(Prompt)
Determine how many lines in these records hold "components". Only the number is wanted.

(Given data)
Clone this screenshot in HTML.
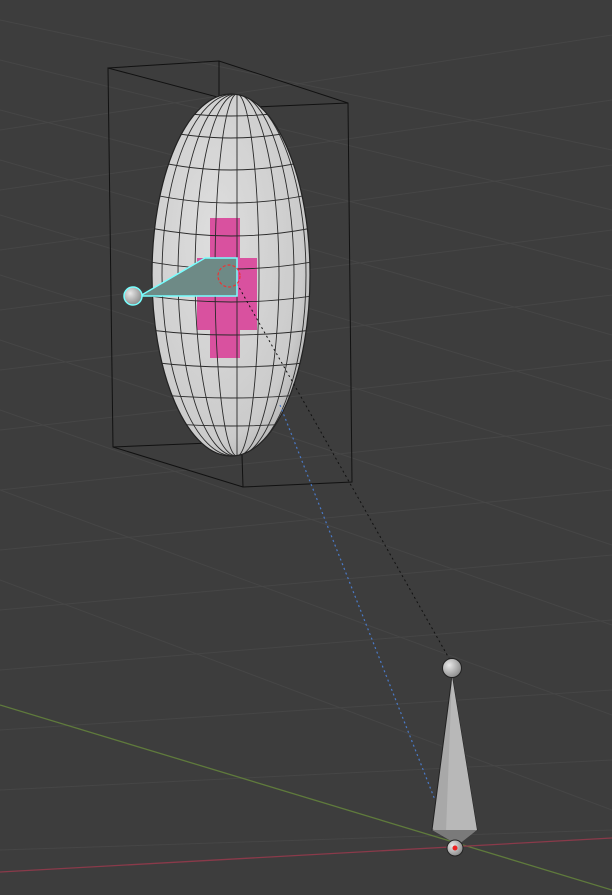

--

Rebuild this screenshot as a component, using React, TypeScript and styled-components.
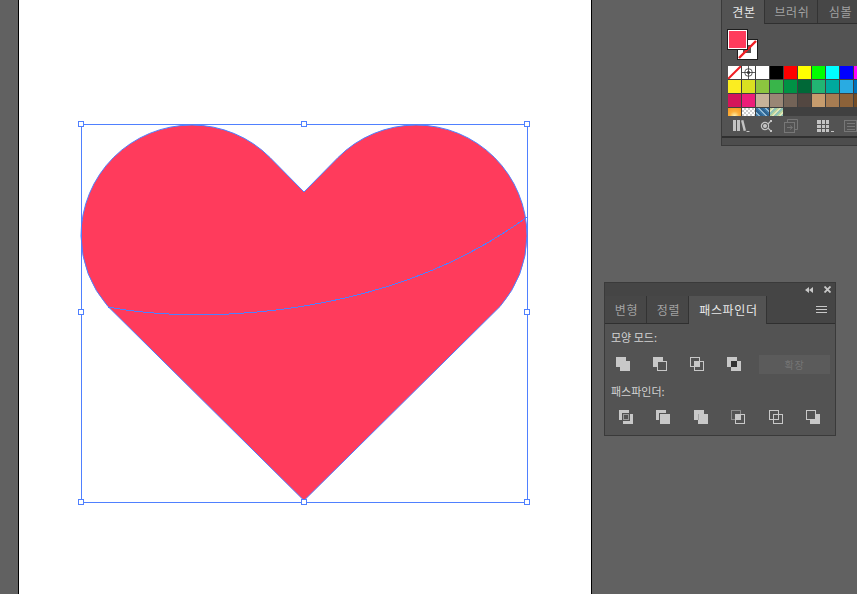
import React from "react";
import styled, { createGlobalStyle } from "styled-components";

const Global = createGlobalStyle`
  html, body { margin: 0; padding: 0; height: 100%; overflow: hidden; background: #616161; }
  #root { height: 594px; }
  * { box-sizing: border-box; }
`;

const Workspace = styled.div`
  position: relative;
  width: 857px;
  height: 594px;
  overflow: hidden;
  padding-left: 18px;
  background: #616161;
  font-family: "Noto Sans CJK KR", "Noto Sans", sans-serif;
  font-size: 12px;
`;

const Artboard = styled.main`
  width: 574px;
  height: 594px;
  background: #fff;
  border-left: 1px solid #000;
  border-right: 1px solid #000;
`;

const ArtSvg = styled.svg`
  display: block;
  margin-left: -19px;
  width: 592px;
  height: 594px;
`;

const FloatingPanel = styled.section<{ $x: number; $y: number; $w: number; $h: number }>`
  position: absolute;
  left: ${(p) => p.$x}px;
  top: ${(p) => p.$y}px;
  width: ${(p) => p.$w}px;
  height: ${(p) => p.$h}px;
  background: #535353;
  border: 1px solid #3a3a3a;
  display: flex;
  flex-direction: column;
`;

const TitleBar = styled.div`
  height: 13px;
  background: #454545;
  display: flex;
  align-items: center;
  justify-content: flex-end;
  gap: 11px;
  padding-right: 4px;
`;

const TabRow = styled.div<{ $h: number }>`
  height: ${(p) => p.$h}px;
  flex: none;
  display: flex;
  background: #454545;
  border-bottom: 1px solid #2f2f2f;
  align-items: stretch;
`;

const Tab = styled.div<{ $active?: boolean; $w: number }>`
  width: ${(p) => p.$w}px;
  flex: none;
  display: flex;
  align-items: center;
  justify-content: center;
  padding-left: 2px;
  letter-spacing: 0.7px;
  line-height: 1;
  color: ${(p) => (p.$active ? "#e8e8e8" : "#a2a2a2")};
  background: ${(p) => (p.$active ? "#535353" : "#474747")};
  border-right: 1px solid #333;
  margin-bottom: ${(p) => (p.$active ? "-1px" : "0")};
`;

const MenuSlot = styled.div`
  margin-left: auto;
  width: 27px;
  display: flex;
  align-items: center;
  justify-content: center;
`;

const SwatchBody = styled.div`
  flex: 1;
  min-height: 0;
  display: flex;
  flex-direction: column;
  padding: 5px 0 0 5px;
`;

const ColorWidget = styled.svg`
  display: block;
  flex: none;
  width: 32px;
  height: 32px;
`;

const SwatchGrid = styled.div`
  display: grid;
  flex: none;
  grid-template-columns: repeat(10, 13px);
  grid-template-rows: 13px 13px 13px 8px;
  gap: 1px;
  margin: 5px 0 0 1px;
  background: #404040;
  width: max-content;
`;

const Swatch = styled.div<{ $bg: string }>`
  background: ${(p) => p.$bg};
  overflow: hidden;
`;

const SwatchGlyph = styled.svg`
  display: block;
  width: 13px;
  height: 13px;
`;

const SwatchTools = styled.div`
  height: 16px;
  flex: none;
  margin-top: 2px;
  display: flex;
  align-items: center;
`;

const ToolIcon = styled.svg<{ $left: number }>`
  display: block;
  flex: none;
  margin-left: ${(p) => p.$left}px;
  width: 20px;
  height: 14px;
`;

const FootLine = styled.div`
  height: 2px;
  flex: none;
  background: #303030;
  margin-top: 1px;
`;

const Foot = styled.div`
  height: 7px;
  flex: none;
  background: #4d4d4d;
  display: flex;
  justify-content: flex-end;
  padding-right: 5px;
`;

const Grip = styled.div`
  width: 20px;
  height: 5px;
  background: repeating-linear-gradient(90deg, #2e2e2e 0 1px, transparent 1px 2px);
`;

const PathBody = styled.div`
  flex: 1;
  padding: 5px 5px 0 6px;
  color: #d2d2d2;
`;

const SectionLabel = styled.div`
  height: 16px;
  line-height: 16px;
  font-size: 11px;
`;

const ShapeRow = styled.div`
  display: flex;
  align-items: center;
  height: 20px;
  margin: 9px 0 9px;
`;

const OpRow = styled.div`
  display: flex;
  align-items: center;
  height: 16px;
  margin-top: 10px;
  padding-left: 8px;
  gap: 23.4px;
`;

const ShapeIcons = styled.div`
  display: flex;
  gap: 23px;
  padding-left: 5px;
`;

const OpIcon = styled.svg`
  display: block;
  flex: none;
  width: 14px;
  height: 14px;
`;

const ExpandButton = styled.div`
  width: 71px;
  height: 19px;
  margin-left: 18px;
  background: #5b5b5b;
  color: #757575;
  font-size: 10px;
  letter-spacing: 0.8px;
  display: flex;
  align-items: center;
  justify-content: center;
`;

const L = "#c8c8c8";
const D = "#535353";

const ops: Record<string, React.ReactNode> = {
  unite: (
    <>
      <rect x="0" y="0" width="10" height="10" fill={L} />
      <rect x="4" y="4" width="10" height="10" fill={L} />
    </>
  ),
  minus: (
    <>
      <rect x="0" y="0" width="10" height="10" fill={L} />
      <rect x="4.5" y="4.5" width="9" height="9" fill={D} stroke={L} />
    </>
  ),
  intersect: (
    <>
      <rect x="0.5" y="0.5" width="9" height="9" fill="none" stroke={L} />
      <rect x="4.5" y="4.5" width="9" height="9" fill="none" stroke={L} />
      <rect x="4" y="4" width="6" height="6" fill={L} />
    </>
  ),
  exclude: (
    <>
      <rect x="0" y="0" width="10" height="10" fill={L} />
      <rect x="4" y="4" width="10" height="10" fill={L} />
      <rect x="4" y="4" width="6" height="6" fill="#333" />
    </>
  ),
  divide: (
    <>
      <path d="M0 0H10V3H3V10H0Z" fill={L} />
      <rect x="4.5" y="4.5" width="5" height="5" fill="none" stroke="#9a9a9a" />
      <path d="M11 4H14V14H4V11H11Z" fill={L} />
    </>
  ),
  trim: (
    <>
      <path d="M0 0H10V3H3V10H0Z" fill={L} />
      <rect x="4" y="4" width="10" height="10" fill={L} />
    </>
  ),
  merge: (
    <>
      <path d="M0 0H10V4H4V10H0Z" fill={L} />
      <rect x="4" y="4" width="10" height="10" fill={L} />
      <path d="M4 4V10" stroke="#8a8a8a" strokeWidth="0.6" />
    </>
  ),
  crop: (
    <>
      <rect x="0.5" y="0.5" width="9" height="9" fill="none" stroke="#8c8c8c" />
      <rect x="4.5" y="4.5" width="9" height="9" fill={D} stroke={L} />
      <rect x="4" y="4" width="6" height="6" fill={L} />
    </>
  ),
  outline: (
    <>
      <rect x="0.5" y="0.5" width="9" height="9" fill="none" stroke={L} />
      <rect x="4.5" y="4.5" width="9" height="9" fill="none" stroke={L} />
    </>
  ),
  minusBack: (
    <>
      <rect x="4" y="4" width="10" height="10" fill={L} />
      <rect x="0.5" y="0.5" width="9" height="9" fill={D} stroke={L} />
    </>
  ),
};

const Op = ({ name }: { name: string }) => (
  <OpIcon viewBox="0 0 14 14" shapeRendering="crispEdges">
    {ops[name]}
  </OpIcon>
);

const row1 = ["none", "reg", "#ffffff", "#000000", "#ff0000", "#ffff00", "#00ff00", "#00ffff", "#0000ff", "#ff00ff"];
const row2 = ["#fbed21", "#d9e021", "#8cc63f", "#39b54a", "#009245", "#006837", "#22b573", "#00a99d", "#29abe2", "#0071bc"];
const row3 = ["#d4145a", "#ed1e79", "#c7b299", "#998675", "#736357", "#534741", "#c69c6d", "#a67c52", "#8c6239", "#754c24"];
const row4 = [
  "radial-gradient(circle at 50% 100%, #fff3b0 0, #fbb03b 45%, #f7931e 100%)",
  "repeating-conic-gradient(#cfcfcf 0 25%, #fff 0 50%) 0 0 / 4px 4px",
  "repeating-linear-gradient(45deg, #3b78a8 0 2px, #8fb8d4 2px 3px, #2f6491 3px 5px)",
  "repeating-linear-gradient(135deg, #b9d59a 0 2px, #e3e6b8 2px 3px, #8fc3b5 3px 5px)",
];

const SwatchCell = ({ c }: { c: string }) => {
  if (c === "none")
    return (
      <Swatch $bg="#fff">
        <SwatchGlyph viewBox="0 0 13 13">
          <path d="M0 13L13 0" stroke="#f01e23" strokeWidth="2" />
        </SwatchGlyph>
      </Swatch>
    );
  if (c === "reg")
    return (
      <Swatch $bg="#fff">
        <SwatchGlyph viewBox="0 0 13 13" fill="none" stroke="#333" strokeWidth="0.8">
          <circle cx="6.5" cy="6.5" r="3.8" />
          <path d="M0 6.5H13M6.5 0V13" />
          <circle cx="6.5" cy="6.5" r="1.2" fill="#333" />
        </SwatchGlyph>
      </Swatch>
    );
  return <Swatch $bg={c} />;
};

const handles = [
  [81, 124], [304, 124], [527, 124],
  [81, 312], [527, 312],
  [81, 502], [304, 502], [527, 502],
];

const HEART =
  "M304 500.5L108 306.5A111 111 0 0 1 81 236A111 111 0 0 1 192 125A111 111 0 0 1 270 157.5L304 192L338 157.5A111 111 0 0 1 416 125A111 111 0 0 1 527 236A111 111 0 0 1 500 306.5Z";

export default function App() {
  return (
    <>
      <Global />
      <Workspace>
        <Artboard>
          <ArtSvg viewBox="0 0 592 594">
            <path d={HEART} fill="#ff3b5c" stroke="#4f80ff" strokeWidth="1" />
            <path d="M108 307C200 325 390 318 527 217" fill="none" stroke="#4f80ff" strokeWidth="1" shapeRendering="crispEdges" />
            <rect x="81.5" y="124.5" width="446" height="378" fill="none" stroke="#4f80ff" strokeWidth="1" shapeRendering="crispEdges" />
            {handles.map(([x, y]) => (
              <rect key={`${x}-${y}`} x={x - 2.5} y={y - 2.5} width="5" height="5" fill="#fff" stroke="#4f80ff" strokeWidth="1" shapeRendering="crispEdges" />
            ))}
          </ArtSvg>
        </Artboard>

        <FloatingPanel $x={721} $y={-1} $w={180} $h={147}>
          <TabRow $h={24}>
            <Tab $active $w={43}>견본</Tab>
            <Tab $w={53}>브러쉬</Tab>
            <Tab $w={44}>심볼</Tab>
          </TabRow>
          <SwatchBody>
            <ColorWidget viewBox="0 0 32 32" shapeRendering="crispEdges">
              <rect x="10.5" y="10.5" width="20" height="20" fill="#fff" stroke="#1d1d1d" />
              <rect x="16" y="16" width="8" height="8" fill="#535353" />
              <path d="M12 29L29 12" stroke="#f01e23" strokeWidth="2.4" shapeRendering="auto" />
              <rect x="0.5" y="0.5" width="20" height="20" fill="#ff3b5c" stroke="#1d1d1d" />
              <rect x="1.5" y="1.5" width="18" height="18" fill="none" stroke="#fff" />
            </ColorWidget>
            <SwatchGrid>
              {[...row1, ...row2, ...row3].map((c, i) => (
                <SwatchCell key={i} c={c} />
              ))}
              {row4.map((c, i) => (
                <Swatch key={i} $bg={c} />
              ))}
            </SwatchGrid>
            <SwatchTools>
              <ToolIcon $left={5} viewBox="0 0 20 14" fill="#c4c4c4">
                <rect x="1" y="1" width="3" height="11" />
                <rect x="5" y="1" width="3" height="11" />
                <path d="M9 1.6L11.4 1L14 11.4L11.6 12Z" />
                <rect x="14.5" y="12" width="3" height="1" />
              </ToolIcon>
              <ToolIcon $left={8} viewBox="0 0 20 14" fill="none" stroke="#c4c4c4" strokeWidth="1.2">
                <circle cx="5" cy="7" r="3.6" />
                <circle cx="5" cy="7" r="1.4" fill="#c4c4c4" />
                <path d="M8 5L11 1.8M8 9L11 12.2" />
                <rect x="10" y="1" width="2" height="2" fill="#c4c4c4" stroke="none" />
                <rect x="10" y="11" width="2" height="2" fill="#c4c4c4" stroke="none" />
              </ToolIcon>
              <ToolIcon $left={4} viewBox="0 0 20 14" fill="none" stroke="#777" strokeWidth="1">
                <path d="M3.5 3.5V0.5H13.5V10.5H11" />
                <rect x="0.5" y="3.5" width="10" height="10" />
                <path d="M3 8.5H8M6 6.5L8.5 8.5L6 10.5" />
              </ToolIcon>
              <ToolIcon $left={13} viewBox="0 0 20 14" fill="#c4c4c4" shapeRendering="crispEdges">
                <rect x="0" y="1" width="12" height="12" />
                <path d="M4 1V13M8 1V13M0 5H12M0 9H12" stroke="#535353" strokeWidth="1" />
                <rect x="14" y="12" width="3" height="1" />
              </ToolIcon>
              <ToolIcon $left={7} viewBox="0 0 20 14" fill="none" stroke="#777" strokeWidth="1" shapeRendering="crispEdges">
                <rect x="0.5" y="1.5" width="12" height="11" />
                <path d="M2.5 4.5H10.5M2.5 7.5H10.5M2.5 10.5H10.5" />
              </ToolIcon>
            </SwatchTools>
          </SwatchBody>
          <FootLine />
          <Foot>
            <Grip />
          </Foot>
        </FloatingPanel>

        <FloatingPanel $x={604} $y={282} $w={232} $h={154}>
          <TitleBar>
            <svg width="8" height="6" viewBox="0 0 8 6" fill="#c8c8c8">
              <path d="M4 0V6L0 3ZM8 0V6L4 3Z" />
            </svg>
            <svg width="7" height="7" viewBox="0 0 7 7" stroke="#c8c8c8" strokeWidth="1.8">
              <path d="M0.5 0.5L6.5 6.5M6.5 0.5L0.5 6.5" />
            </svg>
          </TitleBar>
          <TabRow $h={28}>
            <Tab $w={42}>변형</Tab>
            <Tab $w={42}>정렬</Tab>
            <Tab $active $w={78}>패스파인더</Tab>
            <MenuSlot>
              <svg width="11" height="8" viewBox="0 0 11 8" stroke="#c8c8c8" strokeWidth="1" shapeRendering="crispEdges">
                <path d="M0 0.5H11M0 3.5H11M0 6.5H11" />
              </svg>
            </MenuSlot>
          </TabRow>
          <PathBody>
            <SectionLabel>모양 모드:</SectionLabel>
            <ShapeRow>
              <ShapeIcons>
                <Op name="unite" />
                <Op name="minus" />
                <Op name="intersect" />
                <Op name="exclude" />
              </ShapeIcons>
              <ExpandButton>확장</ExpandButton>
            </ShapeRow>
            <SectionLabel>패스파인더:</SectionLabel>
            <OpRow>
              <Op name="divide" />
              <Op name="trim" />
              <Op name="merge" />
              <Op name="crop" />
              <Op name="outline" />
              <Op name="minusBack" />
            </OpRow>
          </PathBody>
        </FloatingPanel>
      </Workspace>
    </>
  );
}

==

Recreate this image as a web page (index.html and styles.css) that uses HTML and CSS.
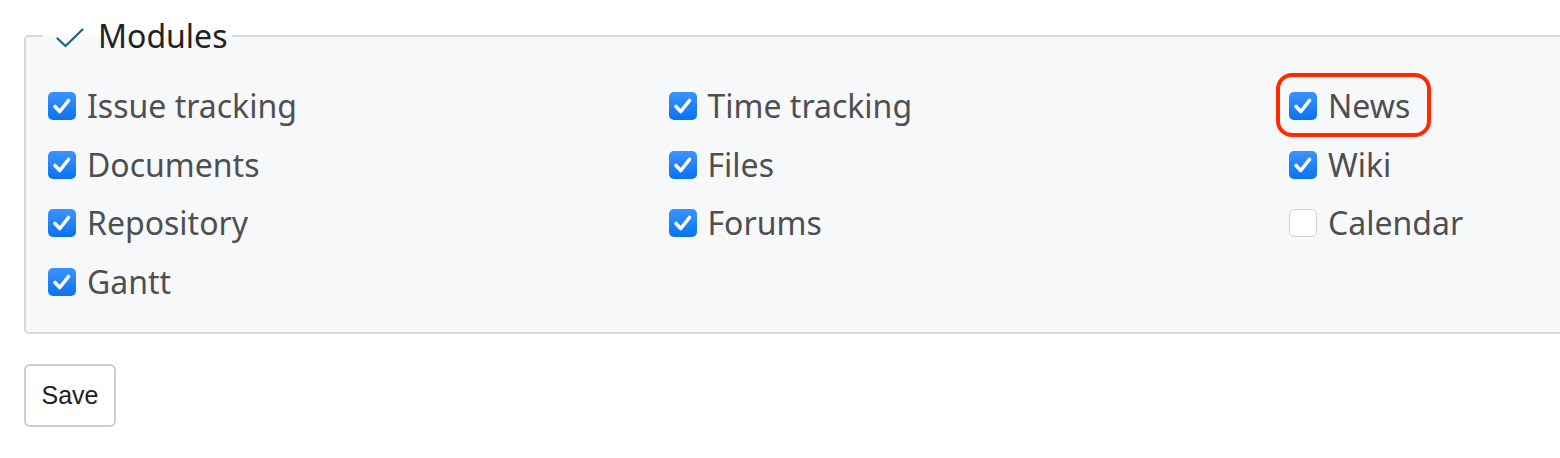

(The response)
2